Identifying the in-place algorithms with L has some interesting implications; for example, it means that there is a (rather complex) in-place algorithm to determine whether a path exists between two nodes in an undirected graph, a problem that requires O(n) extra space using typical algorithms such as depth-first search (a visited bit for each node). This in turn yields in-place algorithms for problems such as determining if a graph is bipartite or testing whether two graphs have the same number of connected components.

== Role of randomness ==

In many cases, the space requirements of an algorithm can be drastically cut by using a randomized algorithm. For example, if one wishes to know if two vertices in a graph of n vertices are in the same connected component of the graph, there is no known simple, deterministic, in-place algorithm to determine this.

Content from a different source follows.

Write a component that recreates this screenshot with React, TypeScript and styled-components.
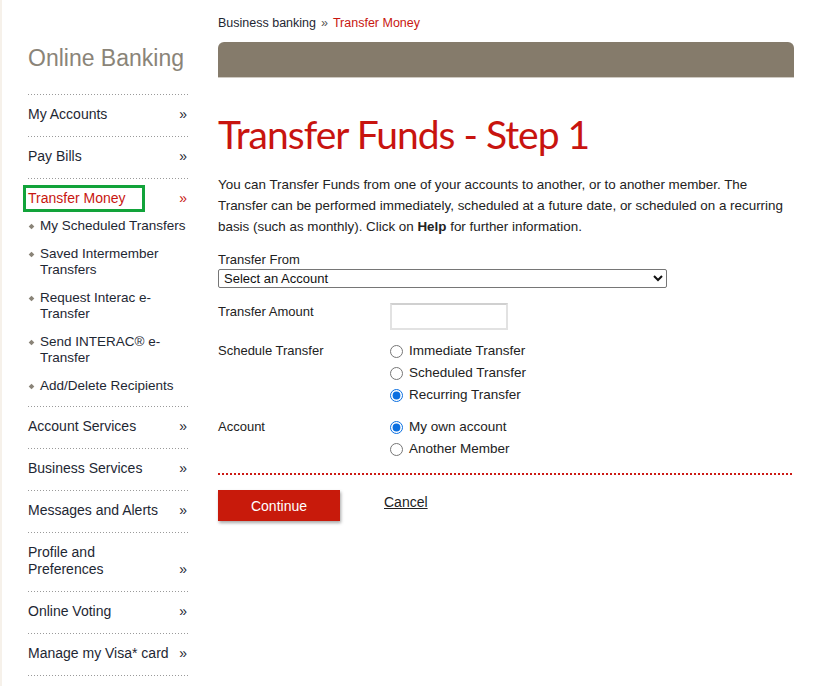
import React, { useState } from "react";
import styled, { createGlobalStyle } from "styled-components";

const GlobalStyle = createGlobalStyle`
    html, body {
        margin: 0;
        padding: 0;
        background: #fff;
    }
    body {
        font-family: "Liberation Sans", Arial, sans-serif;
        color: #222;
    }
`;

const Page = styled.div`
    display: flex;
    flex-direction: row;
    gap: 30px;
    padding-left: 26px;
    border-left: 2px solid #f6f1ea;
    min-height: 686px;
    box-sizing: border-box;
`;

const Sidebar = styled.nav`
    width: 160px;
    flex-shrink: 0;
    padding-top: 44px;
`;

const SideTitle = styled.h2`
    margin: 0 0 22px;
    font-size: 23px;
    line-height: 28px;
    font-weight: 400;
    color: #8a8478;
`;

const DotRule = styled.div`
    height: 1px;
    background-image: repeating-linear-gradient(to right, #9a9a9a 0 1px, transparent 1px 3px);
`;

const MenuRow = styled.a<{ $active?: boolean }>`
    display: flex;
    align-items: flex-end;
    justify-content: space-between;
    padding: 11px 0 13px;
    font-size: 14px;
    line-height: 17px;
    color: ${(props) => props.$active ? '#c8160f' : '#1e2733'};
    text-decoration: none;
    cursor: pointer;
`;

const MenuLabel = styled.span<{ $boxed?: boolean }>`
    ${(props) => props.$boxed ? `
        outline: 3px solid #12a33a;
        outline-offset: 2px;
        padding-right: 14px;
    ` : ''}
`;

const Chevron = styled.span<{ $active?: boolean }>`
    font-size: 14px;
    color: ${(props) => props.$active ? '#c8160f' : '#1e2733'};
    padding-right: 1px;
`;

const SubList = styled.ul`
    list-style: none;
    margin: -2px 0 0;
    padding: 0 0 12px;
    display: flex;
    flex-direction: column;
    gap: 12px;
`;

const SubItem = styled.li`
    display: flex;
    gap: 6px;
    font-size: 13.5px;
    line-height: 16px;
    color: #1e2733;
`;

const Bullet = styled.span`
    flex-shrink: 0;
    width: 5px;
    height: 5px;
    margin: 6px 0 0 1px;
    background: #8a8478;
    transform: rotate(45deg) scale(0.8);
`;

const Main = styled.main`
    width: 576px;
    padding-top: 16px;
`;

const Breadcrumb = styled.div`
    font-size: 12.5px;
    line-height: 14px;
    color: #1e2733;
    margin-bottom: 12px;

    span { margin: 0 5px; color: #555; }
`;

const CrumbCurrent = styled.a`
    color: #c8160f;
`;

const Banner = styled.div`
    height: 35px;
    background: #857b6b;
    border-radius: 6px 6px 0 0;
    border-bottom: 1px solid #cfcac2;
`;

const PageTitle = styled.h1`
    margin: 32px 0 16px;
    font-family: Lato, "Open Sans", sans-serif;
    font-weight: 400;
    font-size: 39px;
    letter-spacing: -1px;
    color: #c8140f;
    line-height: 48px;
`;

const Intro = styled.p`
    margin: 0 0 15px;
    font-size: 13.4px;
    line-height: 21px;
    color: #222;
`;

const FieldStack = styled.div`
    display: flex;
    flex-direction: column;
    margin-bottom: 13px;
`;

const FieldLabel = styled.label`
    font-size: 13px;
    line-height: 16px;
    color: #222;
`;

const AccountSelect = styled.select`
    width: 449px;
    height: 19px;
    margin-top: 1px;
    font-family: "Liberation Sans", Arial, sans-serif;
    font-size: 13px;
    color: #111;
    border: 1px solid #767676;
    border-radius: 2px;
    padding: 0 1px;
    background: #fff;
`;

const FormGrid = styled.div`
    display: grid;
    grid-template-columns: 172px 1fr;
    row-gap: 10px;
    align-items: start;
`;

const GridLabel = styled.div`
    font-size: 13px;
    line-height: 22px;
    color: #222;
`;

const AmountInput = styled.input`
    display: block;
    width: 114px;
    height: 23px;
    margin-top: 2px;
    box-sizing: content-box;
    padding: 0;
    border: 2px solid #e2e2e2;
    border-top-color: #d0d0d0;
`;

const RadioGroup = styled.div`
    display: flex;
    flex-direction: column;
`;

const RadioRow = styled.label`
    display: flex;
    align-items: center;
    gap: 6px;
    font-size: 13.5px;
    line-height: 22px;
    color: #222;

    input {
        margin: 0;
        width: 13px;
        height: 13px;
        accent-color: #0b6fe0;
    }
`;

const RedRule = styled.div`
    height: 2px;
    margin: 13px 0 15px;
    background-image: repeating-linear-gradient(to right, #cc1a14 0 2px, transparent 2px 4px);
`;

const Actions = styled.div`
    display: flex;
    align-items: flex-start;
    gap: 44px;
`;

const ContinueButton = styled.button`
    width: 122px;
    height: 31px;
    border: none;
    background: #c81a0b;
    color: #fff;
    font-family: "Liberation Sans", Arial, sans-serif;
    font-size: 14px;
    box-shadow: 1px 2px 3px rgba(0, 0, 0, 0.35);
    cursor: pointer;
`;

const CancelLink = styled.a`
    font-size: 14px;
    color: #222;
    text-decoration: underline;
    margin-top: 4px;
    cursor: pointer;
`;

type MenuEntry = { label: React.ReactNode; active?: boolean; subs?: string[][] };

const menu: MenuEntry[] = [
    { label: "My Accounts" },
    { label: "Pay Bills" },
    {
        label: "Transfer Money",
        active: true,
        subs: [
            ["My Scheduled Transfers"],
            ["Saved Intermember", "Transfers"],
            ["Request Interac e-", "Transfer"],
            ["Send INTERAC® e-", "Transfer"],
            ["Add/Delete Recipients"],
        ],
    },
    { label: "Account Services" },
    { label: "Business Services" },
    { label: "Messages and Alerts" },
    { label: <>Profile and<br />Preferences</> },
    { label: "Online Voting" },
    { label: "Manage my Visa* card" },
];

const App: React.FC = () => {
    const [schedule, setSchedule] = useState("recurring");
    const [account, setAccount] = useState("own");

    return (
        <>
            <GlobalStyle />
            <Page>
                <Sidebar>
                    <SideTitle>Online Banking</SideTitle>
                    <DotRule />
                    {menu.map((item, i) => (
                        <React.Fragment key={i}>
                            <MenuRow $active={item.active}>
                                <MenuLabel $boxed={item.active}>{item.label}</MenuLabel>
                                <Chevron $active={item.active}>»</Chevron>
                            </MenuRow>
                            {item.subs && (
                                <SubList>
                                    {item.subs.map((lines, j) => (
                                        <SubItem key={j}>
                                            <Bullet />
                                            <span>
                                                {lines.map((line, k) => (
                                                    <React.Fragment key={k}>
                                                        {k > 0 && <br />}
                                                        {line}
                                                    </React.Fragment>
                                                ))}
                                            </span>
                                        </SubItem>
                                    ))}
                                </SubList>
                            )}
                            <DotRule />
                        </React.Fragment>
                    ))}
                </Sidebar>

                <Main>
                    <Breadcrumb>
                        Business banking<span>»</span><CrumbCurrent>Transfer Money</CrumbCurrent>
                    </Breadcrumb>
                    <Banner />
                    <PageTitle>Transfer Funds - Step 1</PageTitle>
                    <Intro>
                        You can Transfer Funds from one of your accounts to another, or to another member. The
                        Transfer can be performed immediately, scheduled at a future date, or scheduled on a recurring
                        basis (such as monthly). Click on <strong>Help</strong> for further information.
                    </Intro>

                    <FieldStack>
                        <FieldLabel htmlFor="from">Transfer From</FieldLabel>
                        <AccountSelect id="from" defaultValue="">
                            <option value="">Select an Account</option>
                        </AccountSelect>
                    </FieldStack>

                    <FormGrid>
                        <GridLabel>Transfer Amount</GridLabel>
                        <div><AmountInput type="text" /></div>

                        <GridLabel>Schedule Transfer</GridLabel>
                        <RadioGroup>
                            <RadioRow>
                                <input type="radio" name="schedule" checked={schedule === "immediate"} onChange={() => setSchedule("immediate")} />
                                Immediate Transfer
                            </RadioRow>
                            <RadioRow>
                                <input type="radio" name="schedule" checked={schedule === "scheduled"} onChange={() => setSchedule("scheduled")} />
                                Scheduled Transfer
                            </RadioRow>
                            <RadioRow>
                                <input type="radio" name="schedule" checked={schedule === "recurring"} onChange={() => setSchedule("recurring")} />
                                Recurring Transfer
                            </RadioRow>
                        </RadioGroup>

                        <GridLabel>Account</GridLabel>
                        <RadioGroup>
                            <RadioRow>
                                <input type="radio" name="account" checked={account === "own"} onChange={() => setAccount("own")} />
                                My own account
                            </RadioRow>
                            <RadioRow>
                                <input type="radio" name="account" checked={account === "member"} onChange={() => setAccount("member")} />
                                Another Member
                            </RadioRow>
                        </RadioGroup>
                    </FormGrid>

                    <RedRule />

                    <Actions>
                        <ContinueButton>Continue</ContinueButton>
                        <CancelLink>Cancel</CancelLink>
                    </Actions>
                </Main>
            </Page>
        </>
    );
};

export default App;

However, if we simply start at one vertex and perform a random walk of about 20n^{3} steps, the chance that we will stumble across the other vertex provided that it is in the same component is very high. Similarly, there are simple randomized in-place algorithms for primality testing such as the Miller–Rabin primality test, and there are also simple in-place randomized factoring algorithms such as Pollard's rho algorithm.

== In functional programming ==

Functional programming languages often discourage or do not support explicit in-place algorithms that overwrite data, since this is a type of side effect; instead, they only allow new data to be constructed. However, good functional language compilers will often recognize when an object very similar to an existing one is created and then the old one is thrown away, and will optimize this into a simple mutation "under the hood".

Note that it is possible in principle to carefully construct in-place algorithms that do not modify data (unless the data is no longer being used), but this is rarely done in practice.